#### [Your instructions]
Please, without the pictures, retype exactly the lines from the start of the material through the line that holds "border-bottom: 2.5px solid #444;".

#### [Dataset content]
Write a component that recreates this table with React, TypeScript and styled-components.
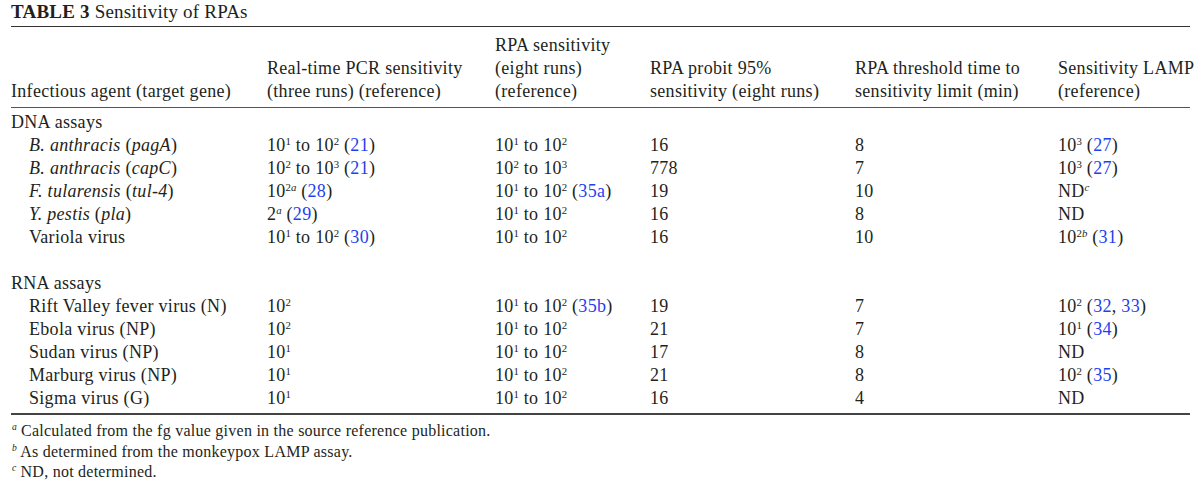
import React from 'react'
import { styled, createGlobalStyle } from 'styled-components'

const Global = createGlobalStyle`
  body {
    margin: 0;
    background: #fff;
    color: #231f20;
    font-family: "Liberation Serif", "Times New Roman", serif;
  }
`

const Page = styled.div`
  width: 1179px;
  padding: 2px 0 0 11px;
`

const TitleBar = styled.div`
  display: flex;
  align-items: baseline;
  gap: 5px;
  height: 20px;
  padding-bottom: 4px;
  border-bottom: 1.5px solid #333;
`

const TitleLabel = styled.span`
  font-size: 19px;
  line-height: 20px;
  font-weight: 700;
  letter-spacing: 0.2px;
`

const TitleText = styled.span`
  font-size: 19px;
  line-height: 20px;
  letter-spacing: 0.2px;
`

const Table = styled.table`
  width: 100%;
  table-layout: fixed;
  border-collapse: collapse;
  font-size: 18px;
  letter-spacing: 0.3px;
  line-height: 23px;
  border-bottom: 2.5px solid #444;

  tbody tr:last-child td {
    padding-bottom: 3px;
  }
`

const Th = styled.th<{ $w: number }>`
  width: ${(p) => p.$w}px;
  text-align: left;
  font-weight: 400;
  vertical-align: bottom;
  padding: 7px 0 4px;
  border-bottom: 1.5px solid #555;
  white-space: nowrap;
`

const Td = styled.td<{ $indent?: boolean; $top?: boolean }>`
  padding: ${(p) => (p.$top ? '3px' : '0')} 0 0 ${(p) => (p.$indent ? '18px' : '0')};
  height: 23px;
  vertical-align: middle;
  white-space: nowrap;
`

const Sup = styled.sup<{ $it?: boolean }>`
  font-size: 0.6em;
  line-height: 0;
  vertical-align: 0.6em;
  letter-spacing: 0;
  font-style: ${(p) => (p.$it ? 'italic' : 'normal')};
`

const Ref = styled.span`
  color: #1f3ff0;
`

const Notes = styled.div`
  font-size: 16px;
  letter-spacing: 0.25px;
  line-height: 20.5px;
  padding-top: 6px;
`

const Note = styled.div`
  padding-left: 1px;
`

const P = ({ e }: { e: string }) => <>10<Sup>{e}</Sup></>
const R = ({ n }: { n: React.ReactNode }) => <>(<Ref>{n}</Ref>)</>
const Range = ({ a, b }: { a: string; b: string }) => <><P e={a} /> to <P e={b} /></>

type Row = { agent: React.ReactNode; pcr: React.ReactNode; rpa: React.ReactNode; probit: string; time: string; lamp: React.ReactNode }

const dna: Row[] = [
  { agent: <><i>B. anthracis</i> (<i>pagA</i>)</>, pcr: <><Range a="1" b="2" /> <R n="21" /></>, rpa: <Range a="1" b="2" />, probit: '16', time: '8', lamp: <><P e="3" /> <R n="27" /></> },
  { agent: <><i>B. anthracis</i> (<i>capC</i>)</>, pcr: <><Range a="2" b="3" /> <R n="21" /></>, rpa: <Range a="2" b="3" />, probit: '778', time: '7', lamp: <><P e="3" /> <R n="27" /></> },
  { agent: <><i>F. tularensis</i> (<i>tul-4</i>)</>, pcr: <>10<Sup>2<i>a</i></Sup> <R n="28" /></>, rpa: <><Range a="1" b="2" /> <R n="35a" /></>, probit: '19', time: '10', lamp: <>ND<Sup $it>c</Sup></> },
  { agent: <><i>Y. pestis</i> (<i>pla</i>)</>, pcr: <>2<Sup $it>a</Sup> <R n="29" /></>, rpa: <Range a="1" b="2" />, probit: '16', time: '8', lamp: 'ND' },
  { agent: 'Variola virus', pcr: <><Range a="1" b="2" /> <R n="30" /></>, rpa: <Range a="1" b="2" />, probit: '16', time: '10', lamp: <>10<Sup>2<i>b</i></Sup> <R n="31" /></> },
]

const rna: Row[] = [
  { agent: 'Rift Valley fever virus (N)', pcr: <P e="2" />, rpa: <><Range a="1" b="2" /> <R n="35b" /></>, probit: '19', time: '7', lamp: <><P e="2" /> (<Ref>32</Ref>, <Ref>33</Ref>)</> },
  { agent: 'Ebola virus (NP)', pcr: <P e="2" />, rpa: <Range a="1" b="2" />, probit: '21', time: '7', lamp: <><P e="1" /> <R n="34" /></> },
  { agent: 'Sudan virus (NP)', pcr: <P e="1" />, rpa: <Range a="1" b="2" />, probit: '17', time: '8', lamp: 'ND' },
  { agent: 'Marburg virus (NP)', pcr: <P e="1" />, rpa: <Range a="1" b="2" />, probit: '21', time: '8', lamp: <><P e="2" /> <R n="35" /></> },
  { agent: 'Sigma virus (G)', pcr: <P e="1" />, rpa: <Range a="1" b="2" />, probit: '16', time: '4', lamp: 'ND' },
]

const DataRow = ({ r }: { r: Row }) => (
  <tr>
    <Td $indent>{r.agent}</Td>
    <Td>{r.pcr}</Td>
    <Td>{r.rpa}</Td>
    <Td>{r.probit}</Td>
    <Td>{r.time}</Td>
    <Td>{r.lamp}</Td>
  </tr>
)

export default function App() {
  return (
    <Page>
      <Global />
      <TitleBar>
        <TitleLabel>TABLE 3</TitleLabel>
        <TitleText>Sensitivity of RPAs</TitleText>
      </TitleBar>
      <Table>
        <thead>
          <tr>
            <Th $w={256}>Infectious agent (target gene)</Th>
            <Th $w={228}>Real-time PCR sensitivity<br />(three runs) (reference)</Th>
            <Th $w={155}>RPA sensitivity<br />(eight runs)<br />(reference)</Th>
            <Th $w={205}>RPA probit 95%<br />sensitivity (eight runs)</Th>
            <Th $w={203}>RPA threshold time to<br />sensitivity limit (min)</Th>
            <Th $w={132}>Sensitivity LAMP<br />(reference)</Th>
          </tr>
        </thead>
        <tbody>
          <tr><Td $top colSpan={6}>DNA assays</Td></tr>
          {dna.map((r, i) => <DataRow key={i} r={r} />)}
          <tr><Td colSpan={6} /></tr>
          <tr><Td colSpan={6}>RNA assays</Td></tr>
          {rna.map((r, i) => <DataRow key={i} r={r} />)}
        </tbody>
      </Table>
      <Notes>
        <Note><Sup $it>a</Sup> Calculated from the fg value given in the source reference publication.</Note>
        <Note><Sup $it>b</Sup> As determined from the monkeypox LAMP assay.</Note>
        <Note><Sup $it>c</Sup> ND, not determined.</Note>
      </Notes>
    </Page>
  )
}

#### [Expected output]
Write a component that recreates this table with React, TypeScript and styled-components.
import React from 'react'
import { styled, createGlobalStyle } from 'styled-components'

const Global = createGlobalStyle`
  body {
    margin: 0;
    background: #fff;
    color: #231f20;
    font-family: "Liberation Serif", "Times New Roman", serif;
  }
`

const Page = styled.div`
  width: 1179px;
  padding: 2px 0 0 11px;
`

const TitleBar = styled.div`
  display: flex;
  align-items: baseline;
  gap: 5px;
  height: 20px;
  padding-bottom: 4px;
  border-bottom: 1.5px solid #333;
`

const TitleLabel = styled.span`
  font-size: 19px;
  line-height: 20px;
  font-weight: 700;
  letter-spacing: 0.2px;
`

const TitleText = styled.span`
  font-size: 19px;
  line-height: 20px;
  letter-spacing: 0.2px;
`

const Table = styled.table`
  width: 100%;
  table-layout: fixed;
  border-collapse: collapse;
  font-size: 18px;
  letter-spacing: 0.3px;
  line-height: 23px;
  border-bottom: 2.5px solid #444;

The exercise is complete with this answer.